-------- Task inputs --------

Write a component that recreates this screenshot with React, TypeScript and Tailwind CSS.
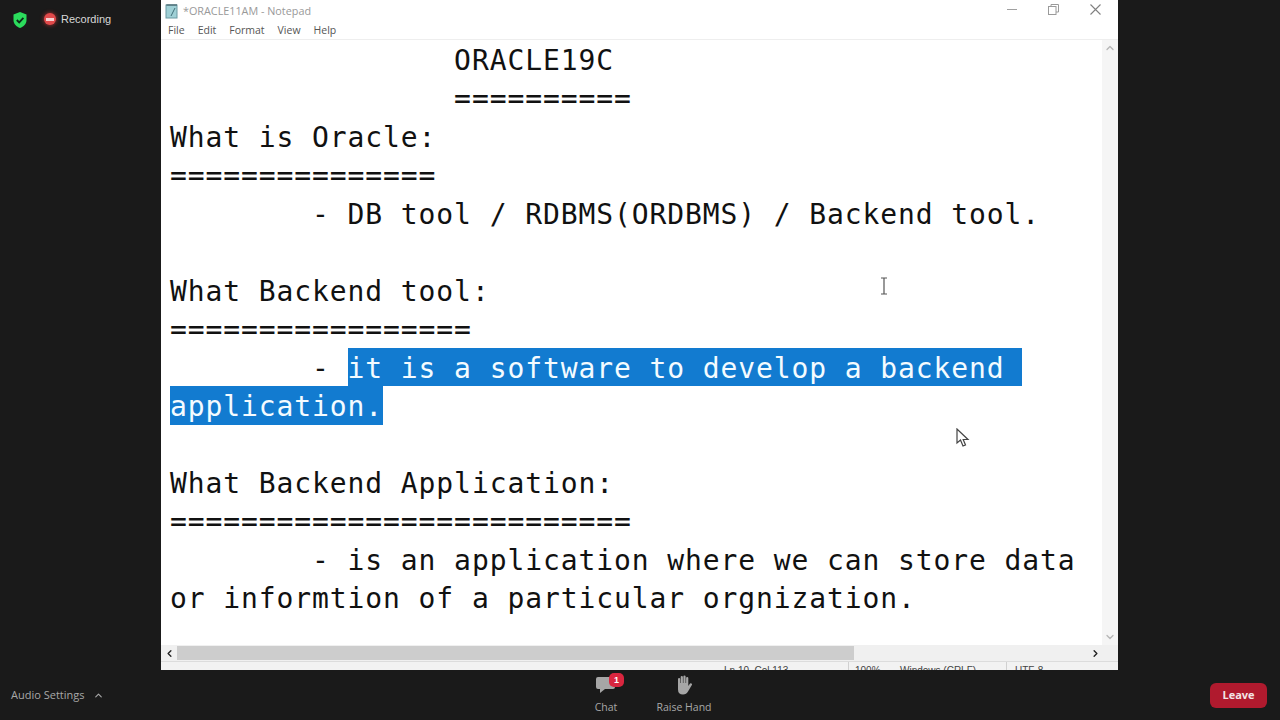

--------
-------- Task inputs --------

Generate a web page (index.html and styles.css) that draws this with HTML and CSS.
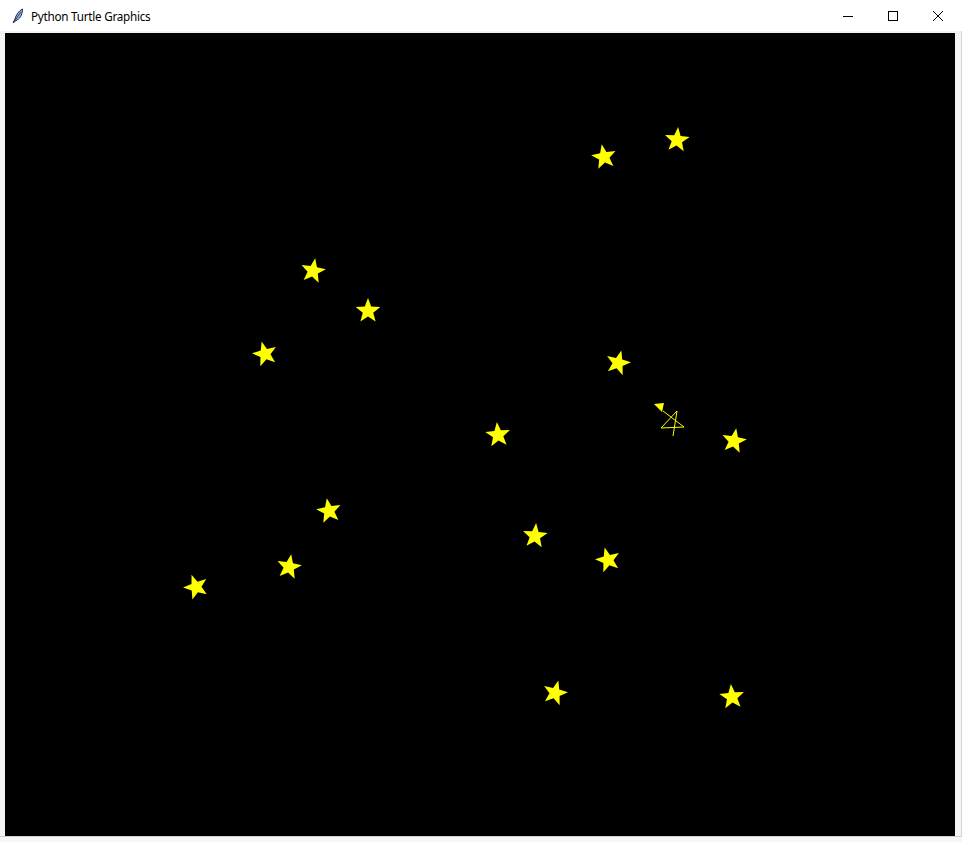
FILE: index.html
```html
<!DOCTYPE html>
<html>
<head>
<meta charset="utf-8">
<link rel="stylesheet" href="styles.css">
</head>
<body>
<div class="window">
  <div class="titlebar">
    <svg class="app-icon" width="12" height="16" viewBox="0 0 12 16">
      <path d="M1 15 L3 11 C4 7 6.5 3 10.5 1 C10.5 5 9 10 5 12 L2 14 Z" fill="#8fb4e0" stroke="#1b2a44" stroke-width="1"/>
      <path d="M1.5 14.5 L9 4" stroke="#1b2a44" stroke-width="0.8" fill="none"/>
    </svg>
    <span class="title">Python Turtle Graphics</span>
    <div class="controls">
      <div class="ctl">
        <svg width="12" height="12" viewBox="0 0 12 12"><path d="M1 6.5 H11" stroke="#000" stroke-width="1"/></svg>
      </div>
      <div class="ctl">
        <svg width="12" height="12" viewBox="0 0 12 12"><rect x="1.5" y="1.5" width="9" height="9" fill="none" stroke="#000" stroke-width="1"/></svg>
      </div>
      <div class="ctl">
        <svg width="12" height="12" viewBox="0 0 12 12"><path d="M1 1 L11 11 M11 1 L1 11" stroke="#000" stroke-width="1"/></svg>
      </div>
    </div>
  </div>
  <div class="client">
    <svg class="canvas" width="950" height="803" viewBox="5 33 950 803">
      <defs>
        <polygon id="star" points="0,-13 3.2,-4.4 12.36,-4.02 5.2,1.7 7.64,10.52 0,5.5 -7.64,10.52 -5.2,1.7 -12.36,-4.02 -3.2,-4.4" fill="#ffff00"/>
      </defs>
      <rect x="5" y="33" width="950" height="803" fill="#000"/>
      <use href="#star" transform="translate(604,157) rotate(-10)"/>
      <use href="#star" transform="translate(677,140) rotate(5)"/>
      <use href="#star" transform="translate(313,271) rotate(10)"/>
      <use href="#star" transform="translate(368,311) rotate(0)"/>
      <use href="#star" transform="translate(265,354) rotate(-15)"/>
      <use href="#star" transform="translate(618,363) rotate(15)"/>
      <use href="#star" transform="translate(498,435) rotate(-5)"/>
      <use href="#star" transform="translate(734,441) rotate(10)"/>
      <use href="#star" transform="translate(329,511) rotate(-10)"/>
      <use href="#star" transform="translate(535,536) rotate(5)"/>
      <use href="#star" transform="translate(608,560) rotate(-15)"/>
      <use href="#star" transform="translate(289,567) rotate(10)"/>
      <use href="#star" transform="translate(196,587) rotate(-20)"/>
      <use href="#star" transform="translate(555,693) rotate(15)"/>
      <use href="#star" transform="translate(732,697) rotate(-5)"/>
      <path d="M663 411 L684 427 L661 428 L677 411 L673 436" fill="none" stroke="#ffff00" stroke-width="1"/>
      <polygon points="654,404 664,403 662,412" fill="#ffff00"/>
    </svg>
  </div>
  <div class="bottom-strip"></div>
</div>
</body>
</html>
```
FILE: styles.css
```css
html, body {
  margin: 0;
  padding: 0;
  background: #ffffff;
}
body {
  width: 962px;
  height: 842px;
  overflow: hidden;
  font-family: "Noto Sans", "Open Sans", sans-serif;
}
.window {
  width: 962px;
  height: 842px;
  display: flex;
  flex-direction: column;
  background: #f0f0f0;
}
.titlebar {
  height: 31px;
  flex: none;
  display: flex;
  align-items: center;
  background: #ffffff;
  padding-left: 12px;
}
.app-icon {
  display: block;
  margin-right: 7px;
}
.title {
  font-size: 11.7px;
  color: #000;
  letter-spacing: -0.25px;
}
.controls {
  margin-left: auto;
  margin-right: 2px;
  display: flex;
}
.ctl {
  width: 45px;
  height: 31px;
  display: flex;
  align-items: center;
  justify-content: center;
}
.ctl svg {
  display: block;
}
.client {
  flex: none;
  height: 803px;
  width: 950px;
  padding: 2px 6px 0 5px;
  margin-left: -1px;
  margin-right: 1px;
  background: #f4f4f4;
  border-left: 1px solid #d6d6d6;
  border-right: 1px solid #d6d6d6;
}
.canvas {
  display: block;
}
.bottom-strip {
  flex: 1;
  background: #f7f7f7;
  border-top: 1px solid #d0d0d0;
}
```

--------
-------- Task inputs --------

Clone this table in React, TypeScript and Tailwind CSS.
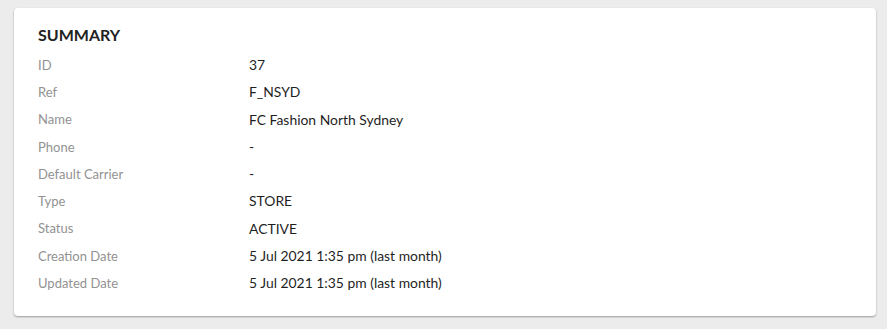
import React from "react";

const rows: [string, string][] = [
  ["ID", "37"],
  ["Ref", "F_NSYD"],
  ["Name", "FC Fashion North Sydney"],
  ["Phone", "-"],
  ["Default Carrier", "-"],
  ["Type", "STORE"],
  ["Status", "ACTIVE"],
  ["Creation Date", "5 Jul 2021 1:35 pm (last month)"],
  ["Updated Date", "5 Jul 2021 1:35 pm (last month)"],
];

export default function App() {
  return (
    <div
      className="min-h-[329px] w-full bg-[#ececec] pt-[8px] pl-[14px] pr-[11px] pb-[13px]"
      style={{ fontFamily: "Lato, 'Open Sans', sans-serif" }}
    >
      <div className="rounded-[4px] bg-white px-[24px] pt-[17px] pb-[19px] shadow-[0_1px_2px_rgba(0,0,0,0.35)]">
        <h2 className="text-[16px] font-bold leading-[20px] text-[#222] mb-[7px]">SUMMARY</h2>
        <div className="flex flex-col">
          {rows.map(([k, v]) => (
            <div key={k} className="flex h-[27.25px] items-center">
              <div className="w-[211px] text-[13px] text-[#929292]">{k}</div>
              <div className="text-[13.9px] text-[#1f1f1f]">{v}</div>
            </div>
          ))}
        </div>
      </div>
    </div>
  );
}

--------

■ Directions for this task
Of the lines above, copy only those from the one holding "Clone this table" to the one holding "import React from", both included, and exclude every image.

■ Final result
Clone this table in React, TypeScript and Tailwind CSS.
import React from "react";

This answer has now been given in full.